Um verdadeiro fazedor da arte popular do nosso chão montou sua banca artística na calçada do Bar do Zizi, no Mercado Cultural de Porto Velho, onde acontece todas as sextas-feiras os módulos do Projeto Fina Flor do Samba. Chama-se Francisco Ferreira da Silva, de pia batismal e certidão de nascimento. Mas no coração do povo manauara ele conhecido apenas por Chico da Silva. Um Francisco cantante, um Chico compositor. É sambista de boa cepa, mas também faz música de boi-bumbá. Seu coração de curumim criado sem cueca nos arredores de Parintins bate cadenciado na cores azul e branco, mas seu grande sucesso nacional veio na bandeira degradê da nação que venera a figura folclórica do boi vermelho, vermelhaço, vermelhão.
Chico tem inúmeras músicas gravadas por gente de renome na calçada da fama da chamada Música Popular Brasileira, como Alcione, a Marron, por exemplo. Mas disso não faz muito alarde. Sua alma de caboclo lhe faz sábio e comedido. No Bar do Zizi, apenas cantou. Chegou, cumprimentou o público e cantou com alma de artista o que sabe cantar e compor: samba. Boa parte do público conhecia suas composições, por isso interpretou com ele, em coro, os velhos sucessos do artista. Empolgado com o coral de vozes entoando suas composições, ele caminhou no meio do povo, feliz e descontraído, como um ribeirinho dando canga pé em beira rio de água doce.

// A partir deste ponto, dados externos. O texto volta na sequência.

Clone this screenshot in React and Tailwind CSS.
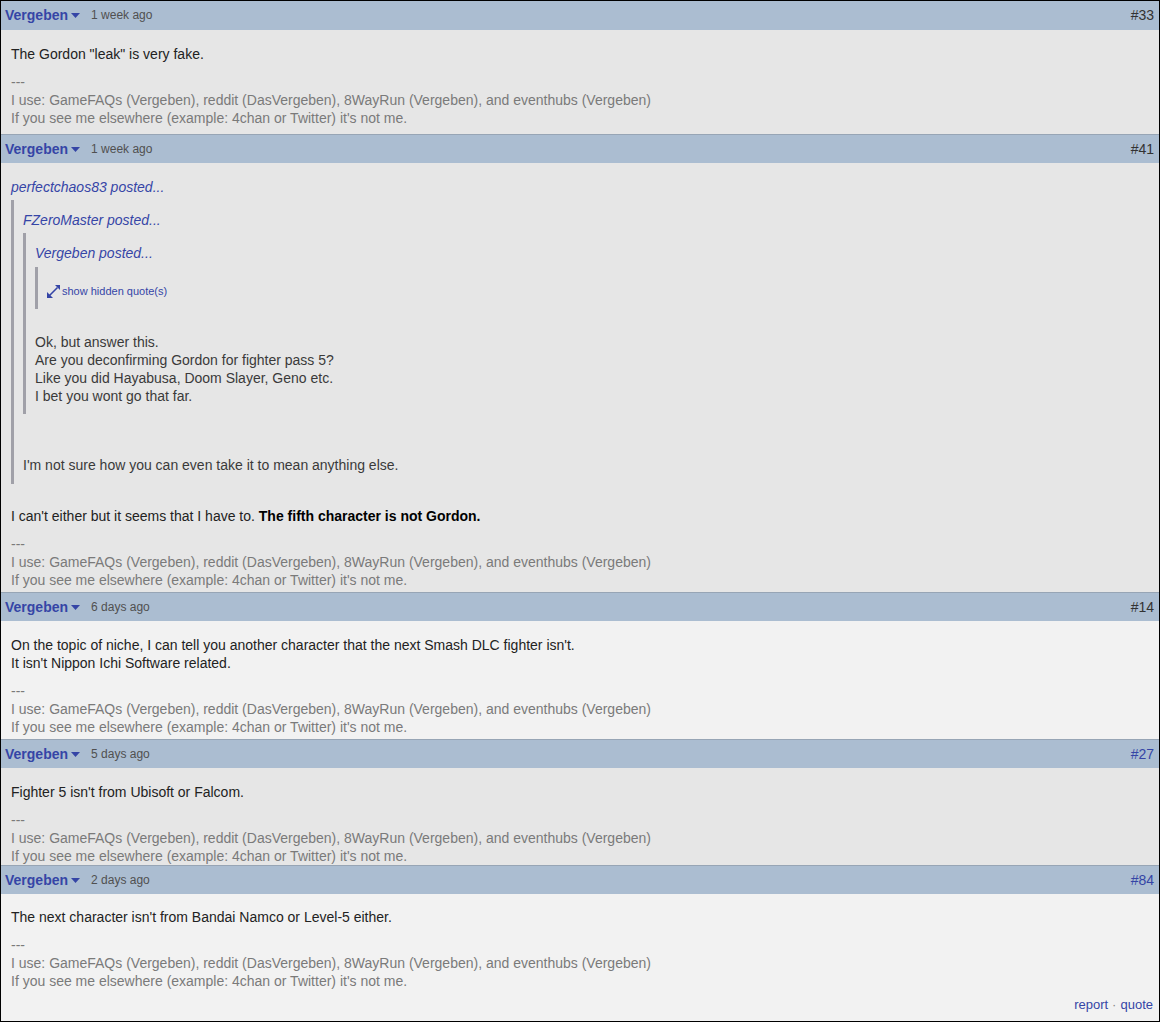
import React from "react";

const Header = ({ time, num, blueNum, first }) => (
  <div
    className={
      "h-[29px] flex items-center justify-between bg-[#abbdd1] pl-[4px] pr-[5px] pb-[1px] " +
      (first ? "" : "border-t border-[#97a5b5]")
    }
  >
    <div className="flex items-center">
      <span className="font-bold text-[14px] leading-[18px] text-[#3545a6]">Vergeben</span>
      <svg width="9" height="5" viewBox="0 0 9 5" className="ml-[3px] mt-[1px]">
        <polygon points="0,0 9,0 4.5,5" fill="#3545a6" />
      </svg>
      <span className="ml-[11px] text-[12px] leading-[16px] text-[#505050]">{time}</span>
    </div>
    <span className={"text-[14px] leading-[18px] " + (blueNum ? "text-[#3545a6]" : "text-[#333]")}>{num}</span>
  </div>
);

const Sig = () => (
  <div className="mt-[10px] text-[#7a7a7a]">
    <div>---</div>
    <div>I use: GameFAQs (Vergeben), reddit (DasVergeben), 8WayRun (Vergeben), and eventhubs (Vergeben)</div>
    <div>If you see me elsewhere (example: 4chan or Twitter) it's not me.</div>
  </div>
);

const Label = ({ children }) => <div className="italic text-[#3545a6]">{children}</div>;

export default function App() {
  return (
    <div
      className="w-[1160px] h-[1022px] border border-black flex flex-col text-[14px] leading-[18px] text-[#222]"
      style={{ fontFamily: '"Liberation Sans", Arial, sans-serif' }}
    >
      <Header time="1 week ago" num="#33" first />
      <div className="h-[104px] bg-[#e6e6e6] pt-[15px] px-[10px]">
        <div>The Gordon "leak" is very fake.</div>
        <Sig />
      </div>

      <Header time="1 week ago" num="#41" />
      <div className="h-[429px] bg-[#e6e6e6] pt-[15px] px-[10px]">
        <Label>perfectchaos83 posted...</Label>
        <div className="mt-[4px] border-l-[3px] border-[#a0a0a8] pl-[9px] pt-[11px] pb-[10px] text-[#3a3a3a]">
          <Label>FZeroMaster posted...</Label>
          <div className="mt-[4px] border-l-[3px] border-[#a0a0a8] pl-[9px] pt-[11px] pb-[9px]">
            <Label>Vergeben posted...</Label>
            <div className="mt-[5px] border-l-[3px] border-[#a0a0a8] pl-[9px] pt-[17px] pb-[11px]">
              <div className="flex items-center h-[14px] text-[11px] leading-[14px] text-[#3545a6]">
                <svg width="13" height="13" viewBox="0 0 13 13" className="mr-[2px]">
                  <line x1="2.5" y1="10.5" x2="10.5" y2="2.5" stroke="#3545a6" strokeWidth="1.6" />
                  <polygon points="0,13 0,7 6,13" fill="#3545a6" />
                  <polygon points="13,0 13,5 8,0" fill="#3545a6" />
                </svg>
                <span>show hidden quote(s)</span>
              </div>
            </div>
            <div className="mt-[24px]">
              <div>Ok, but answer this.</div>
              <div>Are you deconfirming Gordon for fighter pass 5?</div>
              <div>Like you did Hayabusa, Doom Slayer, Geno etc.</div>
              <div>I bet you wont go that far.</div>
            </div>
          </div>
          <div className="mt-[42px]">I'm not sure how you can even take it to mean anything else.</div>
        </div>
        <div className="mt-[23px]">
          I can't either but it seems that I have to. <b className="text-black">The fifth character is not Gordon.</b>
        </div>
        <Sig />
      </div>

      <Header time="6 days ago" num="#14" />
      <div className="h-[118px] bg-[#f2f2f2] pt-[15px] px-[10px]">
        <div>On the topic of niche, I can tell you another character that the next Smash DLC fighter isn't.</div>
        <div>It isn't Nippon Ichi Software related.</div>
        <Sig />
      </div>

      <Header time="5 days ago" num="#27" blueNum />
      <div className="h-[97px] bg-[#e6e6e6] pt-[15px] px-[10px]">
        <div>Fighter 5 isn't from Ubisoft or Falcom.</div>
        <Sig />
      </div>

      <Header time="2 days ago" num="#84" blueNum />
      <div className="flex-1 flex flex-col bg-[#f2f2f2] pt-[14px] pl-[10px] pr-[6px]">
        <div>The next character isn't from Bandai Namco or Level-5 either.</div>
        <Sig />
        <div className="mt-auto pb-[8px] flex justify-end text-[13px] leading-[16px] text-[#3545a6]">
          <span>report</span>
          <span className="mx-[4px] text-[#888]">·</span>
          <span>quote</span>
        </div>
      </div>
    </div>
  );
}
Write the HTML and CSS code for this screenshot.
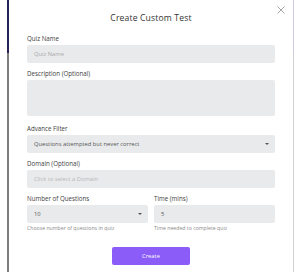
FILE: index.html
```html
<!DOCTYPE html>
<html>
<head>
<meta charset="utf-8">
<link rel="stylesheet" href="styles.css">
</head>
<body>
<div class="page">
  <div class="edge-left"></div>
  <div class="modal">
    <button class="close" aria-label="Close">
      <svg width="8" height="8" viewBox="0 0 8 8"><path d="M0.5 0.5L7.5 7.5M7.5 0.5L0.5 7.5" stroke="#9a9a9a" stroke-width="0.9" fill="none"/></svg>
    </button>
    <h1 class="title">Create Custom Test</h1>
    <div class="field">
      <label class="label">Quiz Name</label>
      <div class="input placeholder">Quiz Name</div>
    </div>
    <div class="field field-wide">
      <label class="label">Description (Optional)</label>
      <div class="input textarea"></div>
    </div>
    <div class="field">
      <label class="label">Advance Filter</label>
      <div class="input select"><span>Questions attempted but never correct</span><i class="caret"></i></div>
    </div>
    <div class="field">
      <label class="label">Domain (Optional)</label>
      <div class="input placeholder light">Click to select a Domain</div>
    </div>
    <div class="row">
      <div class="col">
        <label class="label">Number of Questions</label>
        <div class="input select"><span>10</span><i class="caret"></i></div>
        <div class="help">Choose number of questions in quiz</div>
      </div>
      <div class="col">
        <label class="label">Time (mins)</label>
        <div class="input"><span>5</span></div>
        <div class="help">Time needed to complete quiz</div>
      </div>
    </div>
    <div class="actions">
      <button class="btn">Create</button>
    </div>
  </div>
  <div class="edge-right"></div>
</div>
</body>
</html>
```
FILE: styles.css
```css
* { box-sizing: border-box; }
html, body { margin: 0; padding: 0; background: #fff; }
body {
  font-family: "Open Sans", "Liberation Sans", sans-serif;
  width: 300px;
  height: 278px;
  overflow: hidden;
}
.page {
  display: flex;
  height: 272px;
  padding-left: 7px;
}
.edge-left {
  width: 2px;
  background: linear-gradient(to bottom, #262358 0, #262358 53px, #7d7d7d 53px, #7d7d7d 100%);
}
.edge-right {
  width: 1px;
  background: linear-gradient(to bottom, #cfcbe0 0, #cfcbe0 53px, #d2d2d2 53px, #d2d2d2 100%);
}
.modal {
  position: relative;
  width: 284px;
  padding: 12px 18px 0 18px;
  background: #fff;
}
.close {
  position: absolute;
  top: 5.5px;
  left: 267.5px;
  width: 8px;
  height: 8px;
  padding: 0;
  border: 0;
  background: none;
  line-height: 0;
}
.title {
  margin: 0 0 11px 0;
  font-size: 8.6px;
  line-height: 12px;
  font-weight: 500;
  color: #333;
  text-align: center;
  letter-spacing: 0.15px;
}
.field { margin-bottom: 7px; }
.field-wide { margin-bottom: 9px; }
.label {
  display: block;
  font-size: 6.2px;
  line-height: 8px;
  color: #404040;
  margin-bottom: 2px;
}
.input {
  display: flex;
  align-items: center;
  height: 18px;
  padding: 0 7px;
  background: #e9eaec;
  border-radius: 2px;
  font-size: 5.8px;
  color: #555;
}
.placeholder { color: #a8a8a8; }
.light { color: #b8b8b8; }
.textarea { height: 36px; }
.select { justify-content: space-between; }
.caret {
  width: 0;
  height: 0;
  border-left: 2px solid transparent;
  border-right: 2px solid transparent;
  border-top: 2.5px solid #555;
  margin-right: -1px;
}
.row {
  display: flex;
  gap: 6px;
}
.col { flex: 1; }
.help {
  font-size: 5.2px;
  line-height: 8px;
  color: #8a8a8a;
  margin-top: 1px;
}
.actions {
  display: flex;
  justify-content: center;
  margin-top: 15px;
}
.btn {
  width: 78px;
  height: 18px;
  border: 0;
  border-radius: 2px;
  background: #8b5cf8;
  color: #fff;
  font-family: "Open Sans", "Liberation Sans", sans-serif;
  font-size: 5.8px;
  padding: 0;
}
```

Chico canta como quem joga conversa fora do botequim da esquina – descontraidamente, olhando nos olhos das pessoas, despojado e contente. Atuando no palco, não inventa moda nem falsetes de última hora. Deixa fluir simplesmente, em vários figurinos rítmicos, o seu esquadrão do samba, enquanto um pandeiro rebate no gol e na defesa bate o tamborim. Caprichoso por formação e batismo, ele também compõe para o boi Garantido, posto que no Amazonas a artista nenhum é dado o direito de se atrever a cantar música de apenas um boi. Sua sina franciscana lhe fez nascer na da cidade da ilha tupinabarama, mas cedo ganhou o mundo e já trabalhou até com um dos monstros sagrados da cultura nacional: o sambista Martinho da Vila. Quando desfrutava o apogeu da carreira artística uma doença grave tentou roubar-lhe a saúde e a voz. Todavia, ele lutou feito um bravo guerreiro dos parintintins e soube vencer a enfermidade, conseguindo também recuperar a voz que, no dia 01 de outubro último, ecoou por todo o quadrante do centro histórico da capital, no palco do Fina Flor do Samba.

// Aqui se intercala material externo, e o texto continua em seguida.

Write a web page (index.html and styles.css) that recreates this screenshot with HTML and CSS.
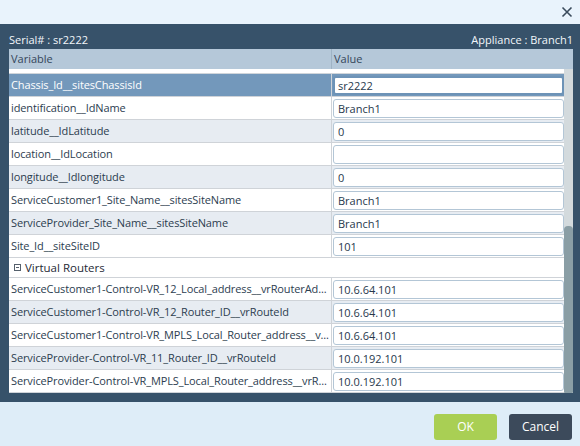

É preciso muito amor, Sufoco, O Barba Azul, Bailarina e Convite a Roberto Carlos foram algumas das criações que Chico da Silva mostrou ao público rondoniense. Ele foi trazido à capital pelo compositor e intérprete Ernesto Melo, graças a uma super-vaquinha que arrecadou dinheiro de vários simpatizantes do projeto cultural que acontece no Mercado Cultural de Porto Velho. O que era pra ser um show transformou-se numa grande festa popular. Calcula-se ter sido o segundo maior público do Projeto Fina do Samba até hoje. Apesar da chuva ter jogado muita água na apresentação de Chico da Silva, ele soube conquistar o coração da platéia, fazendo-a dançar e cantar suas músicas, como um regente bem-amado conduzindo a massa à performance de uma ópera popular, na qual o povo é quem produz o show e assina a direção.
Chico da Silva poderia holywoodianamente seguir cantando na chuva, porque o show desse caboclo é bom até debaixo d’água!